The Supreme Court's ruling will likely prolong the legal and regulatory ambiguity in Mexico's electricity market, icing out private-sector investors in renewable electricity. The Supreme Court's partial support of the LIE provides a mechanism for privately-held companies to protect their existing projects. However, as lower courts maintain the discretion to approve exceptions to the law, the ambiguity creates a complicated legal environment that could pose significant disruptions to existing electricity projects as the individual contracts and permits are likely to be blocked and appealed by a variation of local and federal courts. The law mandates a change in dispatch order as nodes generated by private wind and solar projects would be the last to be sold to the electricity grid, jeopardizing the financial feasibility of clean energy projects. The added financial burden of the regulatory changes may, in turn, force private sector companies that have already invested in clean energy projects in Mexico to either close their projects or divest. 

Despite the Supreme Court's decision, a constitutional amendment currently in the works would significantly bolster the Federal Electricity Commission and potentially trigger a dispute settlement clause under the U.S.-Mexico-Canada free trade agreement (USMCA). Mexico's Congress is currently debating a constitutional reform that would further entrench the extent to which the state-owned power company is bolstered against the private sector. The amendment would end the uncertainty about the legal environment of Mexico's electricity sector by carving out 54% of the country's electricity to be supplied by the Federal Electricity Commission. The Mexican government has argued the electricity reform is in compliance with the USMCA, citing an article in the deal that says Mexico has ''direct, inalienable, and imprescriptible ownership'' of its hydrocarbons. But legal scholars have noted the language of the article does not clarify whether that sovereignty over hydrocarbons extends to Mexico's electricity sector — creating ambiguity that the United States could then use to argue the law violates the trade deal's competitiveness and investor protection clauses. If the United States triggers the USMCA's state-to-state dispute settlement mechanism, an independent panel would be formed to determine whether Mexico's constitutional amendment violates the agreement — a process that could take years. If the panel ultimately rules against the electricity reform, then Mexico would either need to adopt the changes recommended by the panel to resolve the issue or face proportional retaliation from the United States, which could take the form of tariffs. 

  • Mexico's opposition coalition has proposed 12 additions to the proposed constitutional amendment. Lopez Obrador's ruling party has accepted nine of these additions, which indicates the opposition will work with the government to approve the constitutional reform. Lopez Obrador needs the support of the opposition coalition ahead of a critical vote in the lower house of Congress scheduled for April 11-13.
  • U.S. Trade Representative Katherine Tai estimated that the Mexican government's electricity reform, if ratified, would cost U.S. companies $10 billion in losses.

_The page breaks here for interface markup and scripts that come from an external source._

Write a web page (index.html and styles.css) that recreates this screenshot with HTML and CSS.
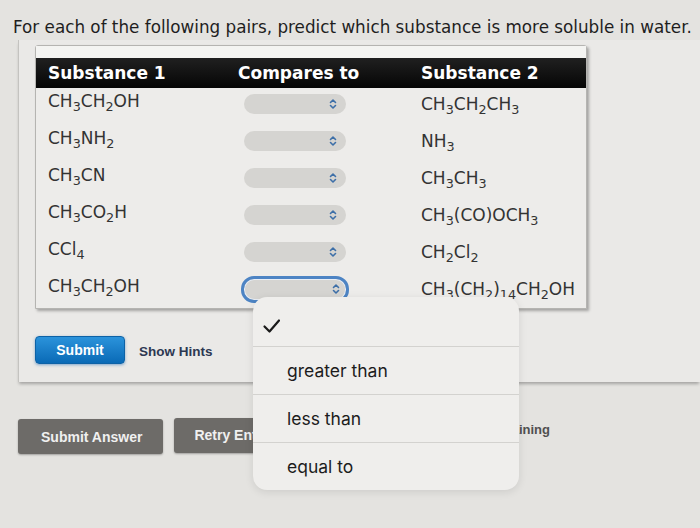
FILE: index.html
```html
<!DOCTYPE html>
<html>
<head>
<meta charset="utf-8">
<link rel="stylesheet" href="styles.css">
</head>
<body>
<div class="title">For each of the following pairs, predict which substance is more soluble in water.</div>
<div class="panel">
  <div class="qtable">
    <div class="strip"></div>
    <div class="thead">
      <div class="c1">Substance 1</div>
      <div class="c2">Compares to</div>
      <div class="c3">Substance 2</div>
    </div>
    <div class="row">
      <div class="c1">CH<sub>3</sub>CH<sub>2</sub>OH</div>
      <div class="c2"><div class="sel"><svg class="arr" viewBox="0 0 8 12"><path d="M1.5 4.5 L4 2 L6.5 4.5 M1.5 7.5 L4 10 L6.5 7.5"/></svg></div></div>
      <div class="c3 s2">CH<sub>3</sub>CH<sub>2</sub>CH<sub>3</sub></div>
    </div>
    <div class="row">
      <div class="c1">CH<sub>3</sub>NH<sub>2</sub></div>
      <div class="c2"><div class="sel"><svg class="arr" viewBox="0 0 8 12"><path d="M1.5 4.5 L4 2 L6.5 4.5 M1.5 7.5 L4 10 L6.5 7.5"/></svg></div></div>
      <div class="c3 s2">NH<sub>3</sub></div>
    </div>
    <div class="row">
      <div class="c1">CH<sub>3</sub>CN</div>
      <div class="c2"><div class="sel"><svg class="arr" viewBox="0 0 8 12"><path d="M1.5 4.5 L4 2 L6.5 4.5 M1.5 7.5 L4 10 L6.5 7.5"/></svg></div></div>
      <div class="c3 s2">CH<sub>3</sub>CH<sub>3</sub></div>
    </div>
    <div class="row">
      <div class="c1">CH<sub>3</sub>CO<sub>2</sub>H</div>
      <div class="c2"><div class="sel"><svg class="arr" viewBox="0 0 8 12"><path d="M1.5 4.5 L4 2 L6.5 4.5 M1.5 7.5 L4 10 L6.5 7.5"/></svg></div></div>
      <div class="c3 s2">CH<sub>3</sub>(CO)OCH<sub>3</sub></div>
    </div>
    <div class="row">
      <div class="c1">CCl<sub>4</sub></div>
      <div class="c2"><div class="sel"><svg class="arr" viewBox="0 0 8 12"><path d="M1.5 4.5 L4 2 L6.5 4.5 M1.5 7.5 L4 10 L6.5 7.5"/></svg></div></div>
      <div class="c3 s2">CH<sub>2</sub>Cl<sub>2</sub></div>
    </div>
    <div class="row last">
      <div class="c1">CH<sub>3</sub>CH<sub>2</sub>OH</div>
      <div class="c2"><div class="sel focus"><svg class="arr" viewBox="0 0 8 12"><path d="M1.5 4.5 L4 2 L6.5 4.5 M1.5 7.5 L4 10 L6.5 7.5"/></svg></div></div>
      <div class="c3 s2">CH<sub>3</sub>(CH<sub>2</sub>)<sub>14</sub>CH<sub>2</sub>OH</div>
    </div>
  </div>
  <div class="actions">
    <div class="btn-blue">Submit</div>
    <div class="hints">Show Hints</div>
  </div>
</div>
<div class="bottom">
  <div class="btn-gray">Submit Answer</div>
  <div class="btn-gray retry">Retry Entire Group</div>
  <div class="remain">1 attempt remaining</div>
</div>
<div class="menu">
  <div class="item check"><svg class="tick" viewBox="0 0 20 16"><path d="M2.5 8.5 L7.5 13.5 L17 2.5"/></svg></div>
  <div class="item">greater than</div>
  <div class="item">less than</div>
  <div class="item">equal to</div>
</div>
</body>
</html>
```
FILE: styles.css
```css
html, body {
  margin: 0;
  padding: 0;
}
body {
  width: 700px;
  height: 528px;
  overflow: hidden;
  position: relative;
  background: #e4e3e0;
  font-family: "DejaVu Sans", Verdana, sans-serif;
  color: #2a2a2a;
}
.title {
  padding: 16px 0 0 13px;
  font-size: 16.8px;
  line-height: 22px;
  white-space: nowrap;
  color: #1e1e1e;
  height: 24px;
}
.panel {
  margin-left: 18px;
  padding: 5px 0 18px 16px;
  background: #eae9e7;
  border-left: 1px solid #c4c3c0;
  box-shadow: 0 3px 3px -1px rgba(0, 0, 0, 0.28);
}
.qtable {
  width: 550px;
  background: #edecea;
  border: 1px solid #b5b4b1;
  border-radius: 3px 3px 0 0;
  box-shadow: 2px 2px 3px rgba(0, 0, 0, 0.3);
}
.strip {
  height: 12px;
  background: #f4f4f2;
}
.thead, .row {
  display: grid;
  grid-template-columns: 195px 180px 175px;
}
.thead {
  height: 30px;
  align-items: center;
  background: linear-gradient(#202020, #050505);
  color: #fff;
  font-weight: bold;
  font-size: 17px;
}
.c1 { padding-left: 12px; }
.c2 { padding-left: 7px; }
.c3 { padding-left: 10px; }
.row {
  height: 37px;
  padding-top: 2px;
  box-sizing: border-box;
  font-size: 17px;
  line-height: 22px;
  color: #333;
}
.row.last { height: 35px; }
.s2 { padding-top: 3px; }
sub {
  font-size: 0.75em;
  vertical-align: -0.3em;
  line-height: 0;
}
.sel {
  position: relative;
  margin: 4px 0 0 6px;
  width: 102px;
  height: 20px;
  border-radius: 10px;
  background: #d5d4d1;
}
.sel.focus {
  margin: 1px 0 0 3px;
  width: 102px;
  height: 21px;
  border: 3px solid #4d84c4;
  box-shadow: inset 0 0 0 1px #e8eef6;
  border-radius: 13px;
}
.arr {
  position: absolute;
  right: 9px;
  top: 4px;
  width: 8px;
  height: 12px;
}
.sel.focus .arr { right: 6px; top: 4px; }
.arr path {
  fill: none;
  stroke: #3d6fa8;
  stroke-width: 1.6;
  stroke-linecap: round;
  stroke-linejoin: round;
}
.actions {
  display: flex;
  align-items: center;
  gap: 14px;
  margin-top: 27px;
}
.btn-blue {
  width: 90px;
  height: 28px;
  box-sizing: border-box;
  border-radius: 4px;
  background: linear-gradient(#2b93db, #0a6ab6);
  border: 1px solid #0d62a6;
  box-shadow: 0 1px 3px rgba(20, 100, 180, 0.5);
  color: #fff;
  font-family: "Liberation Sans", Arial, sans-serif;
  font-weight: bold;
  font-size: 14px;
  display: flex;
  align-items: center;
  justify-content: center;
}
.hints {
  font-family: "Liberation Sans", Arial, sans-serif;
  font-weight: bold;
  font-size: 13.5px;
  color: #2d3852;
  margin-top: 2px;
}
.bottom {
  display: flex;
  align-items: center;
  gap: 11px;
  margin: 37px 0 0 18px;
  width: 532px;
}
.btn-gray {
  height: 35px;
  padding: 0 21px 0 23px;
  border-radius: 3px;
  background: #6d6b68;
  color: #f0f0f0;
  font-family: "Liberation Sans", Arial, sans-serif;
  font-weight: bold;
  font-size: 14px;
  display: flex;
  align-items: center;
  white-space: nowrap;
  box-shadow: 0 1px 2px rgba(0, 0, 0, 0.3);
}
.retry {
  height: 35px;
  padding: 0 21px 0 20px;
  margin-top: -3px;
}
.remain {
  margin-left: auto;
  margin-top: -14px;
  font-family: "Liberation Sans", Arial, sans-serif;
  font-weight: bold;
  font-size: 13px;
  color: #505050;
  white-space: nowrap;
}
.menu {
  position: absolute;
  left: 253px;
  top: 297px;
  width: 266px;
  height: 193px;
  border-radius: 14px;
  background: #efeeec;
  box-shadow: 0 2px 8px rgba(0, 0, 0, 0.1);
  overflow: hidden;
  font-family: Inter, "Liberation Sans", sans-serif;
  font-size: 17.5px;
  color: #1c1c1c;
}
.item {
  height: 48px;
  box-sizing: border-box;
  border-top: 1px solid #d3d2cf;
  display: flex;
  align-items: center;
  padding-left: 34px;
}
.item.check {
  border-top: none;
  height: 49px;
  padding-left: 9px;
  padding-top: 8px;
}
.tick {
  width: 20px;
  height: 16px;
}
.tick path {
  fill: none;
  stroke: #1a1a1a;
  stroke-width: 2.2;
  stroke-linecap: round;
  stroke-linejoin: round;
}
```
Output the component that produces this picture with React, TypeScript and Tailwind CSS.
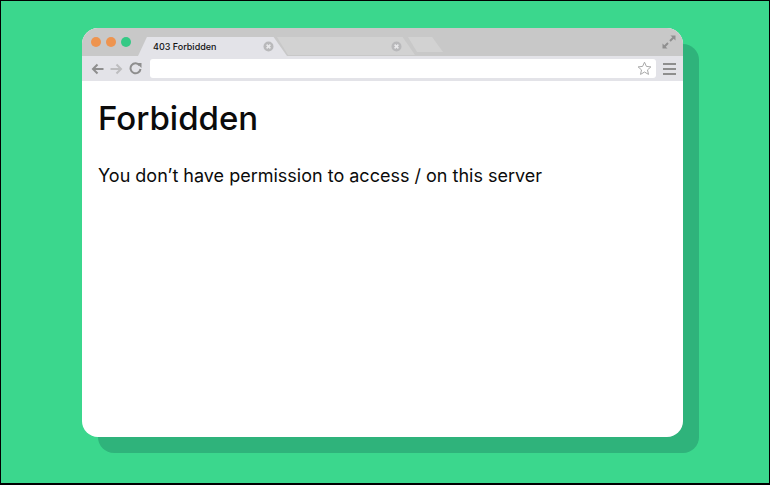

The proposed electricity bill also opens the door to similar reforms restricting the market share of private companies in Mexico's oil and gas industry. The reform stipulates that regulatory bodies, which previously enjoyed a degree of separation, will be implemented into the Energy Ministry. This affects the permit and concession approval process in the oil and gas sector in addition to the electricity sector, which could see regulatory bodies further favor the Federal Electricity Commission, along with Mexico's state-owned oil and gas firm Pemex, over their private sector competitors. Similarly, the constitutional reform also stipulates that both the Federal Electricity Commission and Pemex no longer need to be productive enterprises, which will enable them to continue operating at a substantial loss due to inefficiencies and lack of resources. This indicates that the government will likely continue to give both state-owned companies tax cuts and direct transfers in an effort to keep them fiscally solvent, creating a large burden on the country's fiscal revenue and budget. The stipulations in the electricity constitutional reform also indicate that Lopez Obrador will likely seek to bolster Pemex in a similar manner during the second half of his tenure, which could lead to chronic power challenges, limits on production and insolvency in Mexico's energy sector.